In parallel, national regulations such as the Quality Seal for Sustainable Buildings (QNG) in Germany are establishing themselves, which set concrete requirements for the life cycle assessment of materials used. This development is structurally similar to the transformation in other construction material segments: As the reorganization of the entire insulation material industry through EU regulation shows, sustainability criteria are increasingly becoming market entry barriers.
Changed purchasing behavior of professional developers
The second driver lies in the changed procurement logic of large property developers and institutional investors. These actors have recognized that sustainability certifications have direct impacts on rentability, sales prices, and asset valuations. Buildings with DGNB, LEED, or BREEAM certification achieve measurable price premiums and shorter marketing times.
This market dynamic forces insulation material manufacturers to provide detailed documentation of the environmental impacts of their products over the entire life cycle. Environmental Product Declarations become standard, recycling rates and the share of secondary raw materials become tendering criteria. Manufacturers who cannot provide this data or whose products have unfavorable values systematically lose market share in high-value project segments.
Skilled workforce recruitment as an underestimated factor
A third, often underestimated driver is the relevance of sustainability strategies for personnel acquisition. In an industry struggling with acute skilled labor shortages, ecological orientation is developing into a recruitment advantage. Young engineers and skilled workers demonstrably prefer employers with credible sustainability strategies. This applies especially to the generation currently entering the job market and who will shape the innovation capacity of companies for decades to come.
Operational consequences for product development and supply chains
The strategic reorientation toward sustainability is not limited to communication but cuts deep into the value chain. For manufacturers like Isover, this means concrete changes in several areas: raw material procurement must be restructured to integrate higher proportions of recycled material. For glass wool, this means increased use of waste glass; for stone wool, optimization of melting processes to reduce energy consumption.
Product development is shifting its priorities: In addition to classical performance parameters such as thermal conductivity and fire safety classification, criteria such as cradle-to-cradle capability, separability in composite systems, and deconstruction-friendliness are gaining importance. This sometimes requires fundamental reconceptions – for instance in external thermal insulation composite systems, which are traditionally designed for permanent bonding.

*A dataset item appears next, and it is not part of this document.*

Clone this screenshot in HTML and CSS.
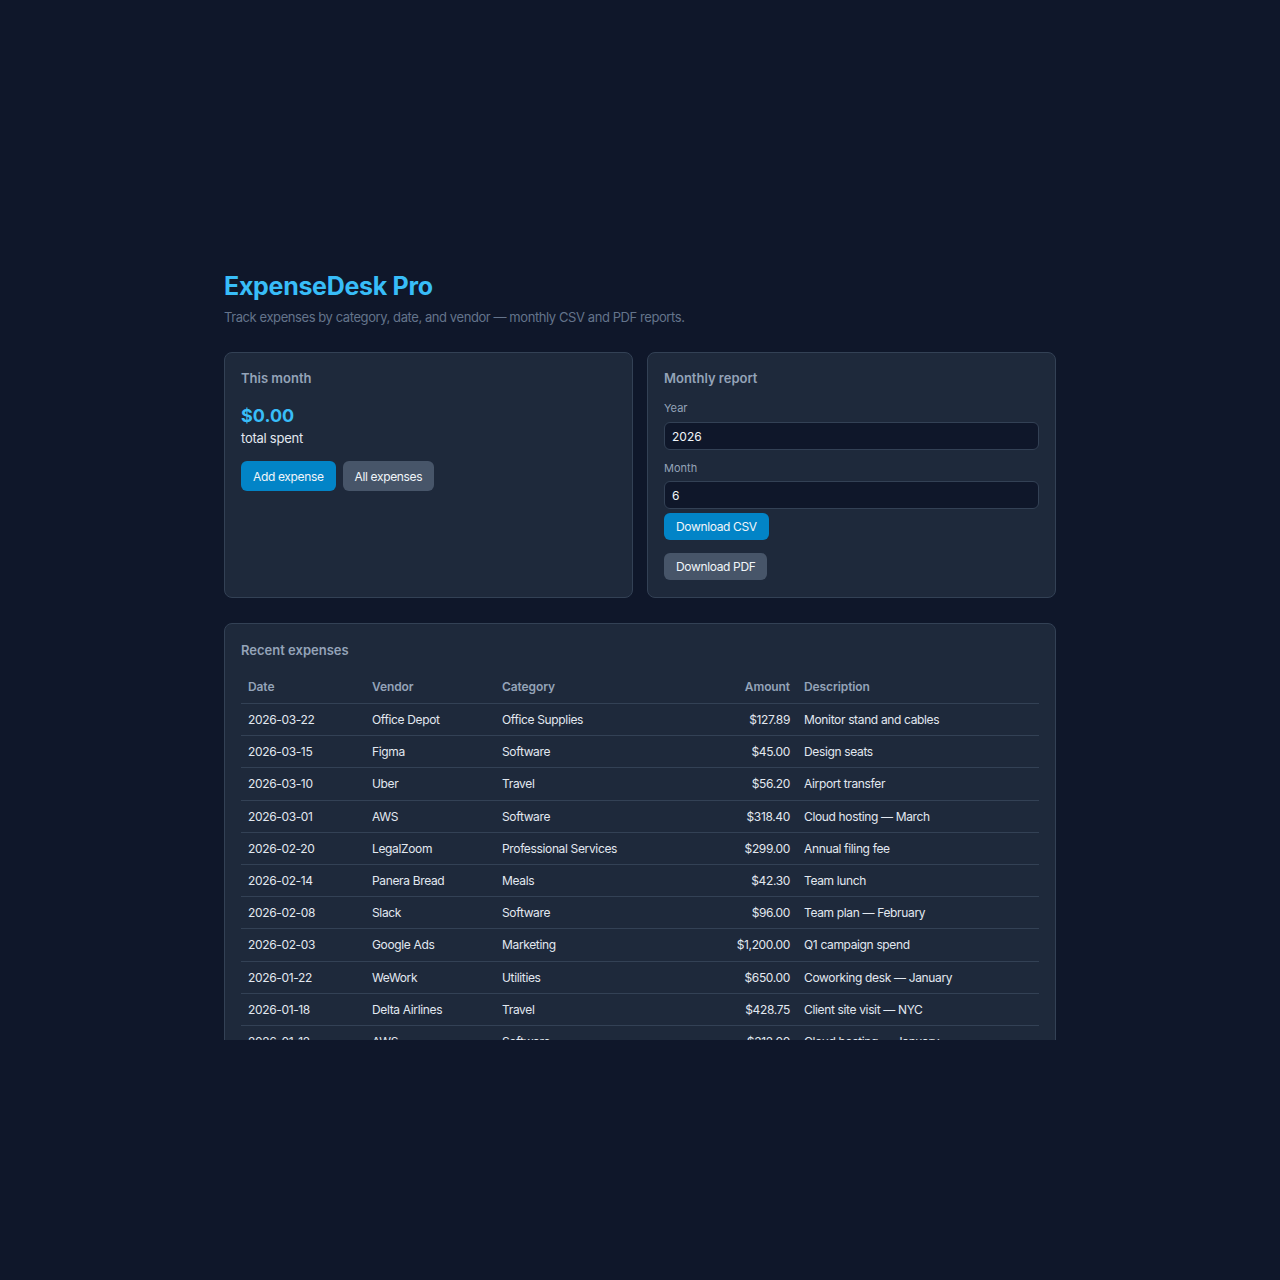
FILE: index.html
```html
<!DOCTYPE html>
<html>
<head>
  <title>ExpenseDesk Pro</title>
  <link rel="stylesheet" href="styles.css">
</head>
<body>
  <div class="viewport">
    <main class="app">
      <header class="app-head">
        <h1>ExpenseDesk Pro</h1>
        <p class="tagline">Track expenses by category, date, and vendor — monthly CSV and PDF reports.</p>
      </header>

      <section class="grid">
        <div class="card">
          <h3>This month</h3>
          <div class="total">$0.00</div>
          <div class="total-label">total spent</div>
          <div class="actions">
            <button class="btn primary">Add expense</button>
            <button class="btn secondary">All expenses</button>
          </div>
        </div>

        <div class="card">
          <h3>Monthly report</h3>
          <form class="report-form">
            <label for="year">Year</label>
            <input type="text" id="year" value="2026">
            <label for="month">Month</label>
            <input type="text" id="month" value="6">
            <div><button type="button" class="btn primary small csv-btn">Download CSV</button></div>
            <div><button type="button" class="btn secondary small pdf-btn">Download PDF</button></div>
          </form>
        </div>
      </section>

      <section class="card recent">
        <h3>Recent expenses</h3>
        <table class="expenses">
          <thead>
            <tr>
              <th class="c-date">Date</th>
              <th class="c-vendor">Vendor</th>
              <th class="c-cat">Category</th>
              <th class="num">Amount</th>
              <th class="c-desc">Description</th>
            </tr>
          </thead>
          <tbody id="expenseRows"></tbody>
        </table>
      </section>
    </main>
  </div>

  <script>
    const expenses = [
      ['2026-03-22', 'Office Depot', 'Office Supplies', 127.89, 'Monitor stand and cables'],
      ['2026-03-15', 'Figma', 'Software', 45.00, 'Design seats'],
      ['2026-03-10', 'Uber', 'Travel', 56.20, 'Airport transfer'],
      ['2026-03-01', 'AWS', 'Software', 318.40, 'Cloud hosting — March'],
      ['2026-02-20', 'LegalZoom', 'Professional Services', 299.00, 'Annual filing fee'],
      ['2026-02-14', 'Panera Bread', 'Meals', 42.30, 'Team lunch'],
      ['2026-02-08', 'Slack', 'Software', 96.00, 'Team plan — February'],
      ['2026-02-03', 'Google Ads', 'Marketing', 1200.00, 'Q1 campaign spend'],
      ['2026-01-22', 'WeWork', 'Utilities', 650.00, 'Coworking desk — January'],
      ['2026-01-18', 'Delta Airlines', 'Travel', 428.75, 'Client site visit — NYC'],
      ['2026-01-12', 'AWS', 'Software', 312.00, 'Cloud hosting — January'],
      ['2026-01-05', 'Staples', 'Office Supplies', 64.15, 'Printer paper and toner']
    ];

    function money(n) {
      return '$' + n.toLocaleString('en-US', { minimumFractionDigits: 2, maximumFractionDigits: 2 });
    }

    const body = document.getElementById('expenseRows');
    expenses.forEach(e => {
      const tr = document.createElement('tr');
      tr.innerHTML = `
        <td>${e[0]}</td>
        <td>${e[1]}</td>
        <td>${e[2]}</td>
        <td class="num">${money(e[3])}</td>
        <td>${e[4]}</td>
      `;
      body.appendChild(tr);
    });
  </script>
</body>
</html>
```

FILE: styles.css
```css
* {
  box-sizing: border-box;
}
body {
  margin: 0;
  background: #0f172a;
  color: #e2e8f0;
  font-family: Inter, "Noto Sans", Arial, sans-serif;
}
/* the app sits in a fixed-height frame; the table runs past its bottom */
.viewport {
  height: 1040px;
  overflow: hidden;
}
.app {
  width: 832px;
  margin: 0 auto;
  padding-top: 270px;
}
.app-head h1 {
  margin: 0;
  font-size: 25px;
  line-height: 32px;
  font-weight: 700;
  color: #38bdf8;
  letter-spacing: -0.3px;
}
.tagline {
  margin: 6px 0 0;
  font-size: 13px;
  line-height: 18px;
  color: #64748b;
  letter-spacing: -0.42px;
}
.grid {
  display: grid;
  grid-template-columns: 1fr 1fr;
  gap: 14px;
  margin-top: 26px;
}
.card {
  background: #1e293b;
  border: 1px solid #334155;
  border-radius: 8px;
  padding: 16px;
}
.grid .card {
  padding-bottom: 17px;
}
.card h3 {
  margin: 0;
  font-size: 13px;
  line-height: 18px;
  font-weight: 600;
  color: #94a3b8;
}
.total {
  margin-top: 17px;
  font-size: 18px;
  line-height: 24px;
  font-weight: 700;
  color: #38bdf8;
}
.total-label {
  font-size: 13px;
  line-height: 20px;
  color: #e2e8f0;
  letter-spacing: -0.25px;
}
.actions {
  display: flex;
  gap: 7px;
  margin-top: 13px;
}
.btn {
  border: none;
  border-radius: 6px;
  padding: 0 12px;
  height: 30px;
  font-family: inherit;
  font-size: 12px;
  letter-spacing: -0.35px;
  color: #f1f5f9;
  cursor: pointer;
}
.btn.small {
  height: 27px;
}
.primary {
  background: #0284c7;
}
.secondary {
  background: #475569;
}
.report-form label {
  display: block;
  margin-top: 11px;
  font-size: 11px;
  line-height: 14px;
  color: #94a3b8;
}
.report-form label:first-child {
  margin-top: 14px;
}
.report-form input {
  display: block;
  width: 100%;
  height: 28px;
  margin-top: 6px;
  padding: 0 7px;
  background: #0f172a;
  border: 1px solid #334155;
  border-radius: 6px;
  font-family: inherit;
  font-size: 12px;
  color: #f1f5f9;
}
.report-form label:first-child + input {
  margin-top: 7px;
}
.csv-btn {
  margin-top: 4px;
}
.pdf-btn {
  margin-top: 13px;
}
.recent {
  margin-top: 25px;
}
.recent h3 {
  line-height: 20px;
  margin-bottom: 11px;
}
.expenses {
  width: 100%;
  border-collapse: collapse;
  font-size: 12px;
}
.expenses th {
  text-align: left;
  font-weight: 600;
  color: #94a3b8;
  padding: 8px 7px;
  line-height: 16px;
  border-bottom: 1px solid #334155;
  letter-spacing: -0.1px;
}
.expenses td {
  padding: 8px 7px;
  line-height: 15.2px;
  border-bottom: 1px solid #334155;
  letter-spacing: -0.35px;
}
.expenses .num {
  text-align: right;
}
.c-date { width: 124px; }
.c-vendor { width: 130px; }
.c-cat { width: 162px; }
.c-desc { width: 242px; }
```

Logistics is also facing pressure for change, as demonstrated by the specialization of logistics service providers in insulation material supply chains. Transport optimization, regional production structures, and the reduction of packaging materials are becoming relevant competitive factors.

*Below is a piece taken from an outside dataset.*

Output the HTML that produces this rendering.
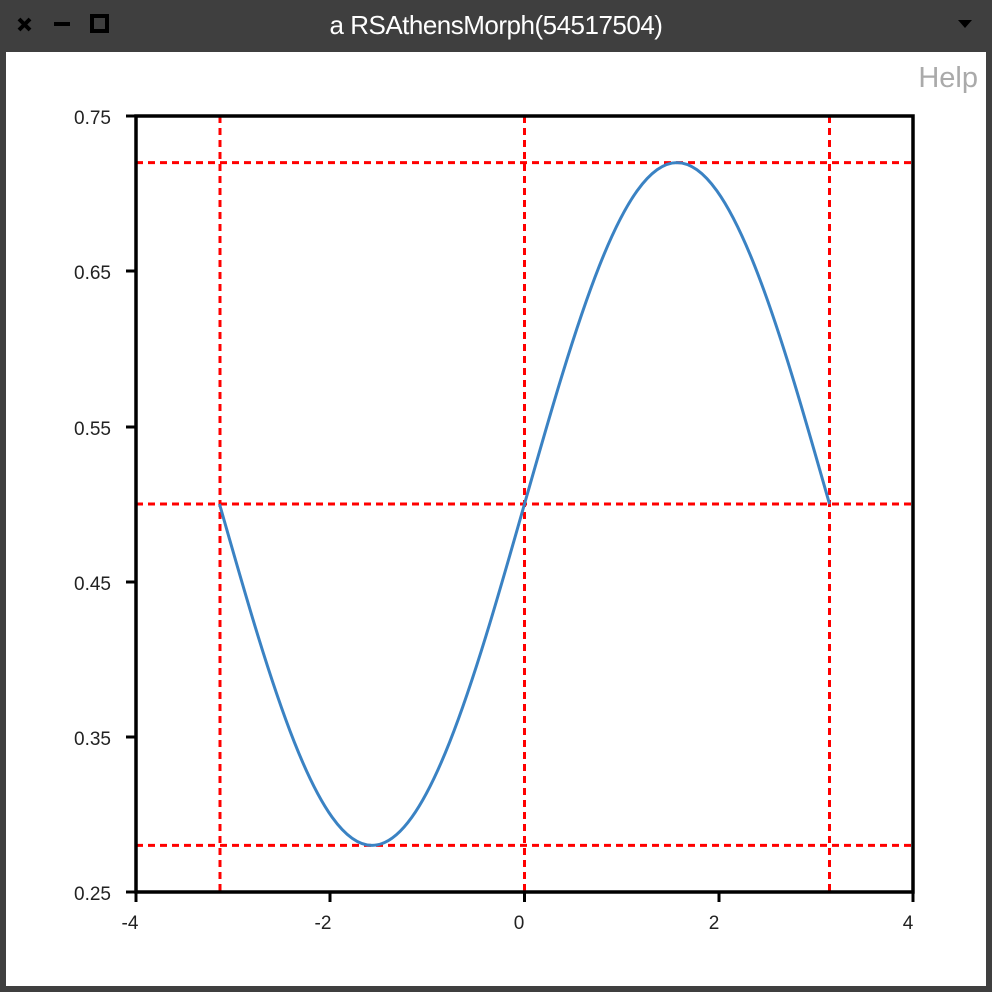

Market implications and competitive dynamics
The sustainability offensive of leading manufacturers is structurally changing the competitive landscape in the insulation material market. A bifurcation is emerging: On one side, premium providers are positioning themselves through documented sustainability, comprehensive EPDs, and closed-loop systems. These companies can enforce price premiums and secure access to high-value project segments.
On the other side, a price segment is forming where manufacturers compete on cost leadership and volume strategy. This split is intensified by different investment capabilities: corporations like Saint-Gobain can shoulder the necessary investments in production optimization, certification, and research, while smaller suppliers come under pressure.
Simultaneously, opportunities are opening for alternative insulation materials. Manufacturers of wood fiber insulation such as STEICO benefit from the sustainability debate, as renewable raw materials offer inherent advantages in carbon footprint. This is evident in the above-average growth rates in the wood insulation material segment.
Credibility challenges
The central challenge of the sustainability transformation lies in credibility. Greenwashing accusations regularly hit the industry when marketing statements are not backed by verifiable data. Manufacturers must therefore invest in standardized verification systems: Type III environmental declarations according to ISO 14025, cradle-to-cradle certifications, or product-specific life cycle assessments become mandatory programs.
At the same time, complexity is increasing for processing businesses and planners: the multitude of different certification systems, calculation methods, and verification formats complicates comparability. Here the industry is called upon to achieve standardizations that create transparency without stifling innovation dynamics.
Outlook: Sustainability as new industry standard
Isover's positioning signals a profound transformation in the insulation material market. What began as a differentiation strategy for individual pioneers is developing into an industry standard. In five years, products without sound sustainability documentation will no longer be competitive in significant market segments.
This has consequences for the entire value chain: suppliers must document their processes, waste disposal companies become recycled construction material suppliers, and trade businesses need training for proper processing of deconstruction-friendly systems. The market is moving from linear to circular business models – a transformation requiring investments, new competencies, and changed forms of cooperation.
For competitors like ROCKWOOL, Knauf, or Austrotherm, this means strategic action is required: whoever misses the sustainability transformation risks not only market share but ultimately the market viability of their products. The insulation material industry will show in the coming years whether sustainability can truly evolve from a differentiation feature to an indispensable hygiene factor – initial indicators suggest that this transformation is already well underway.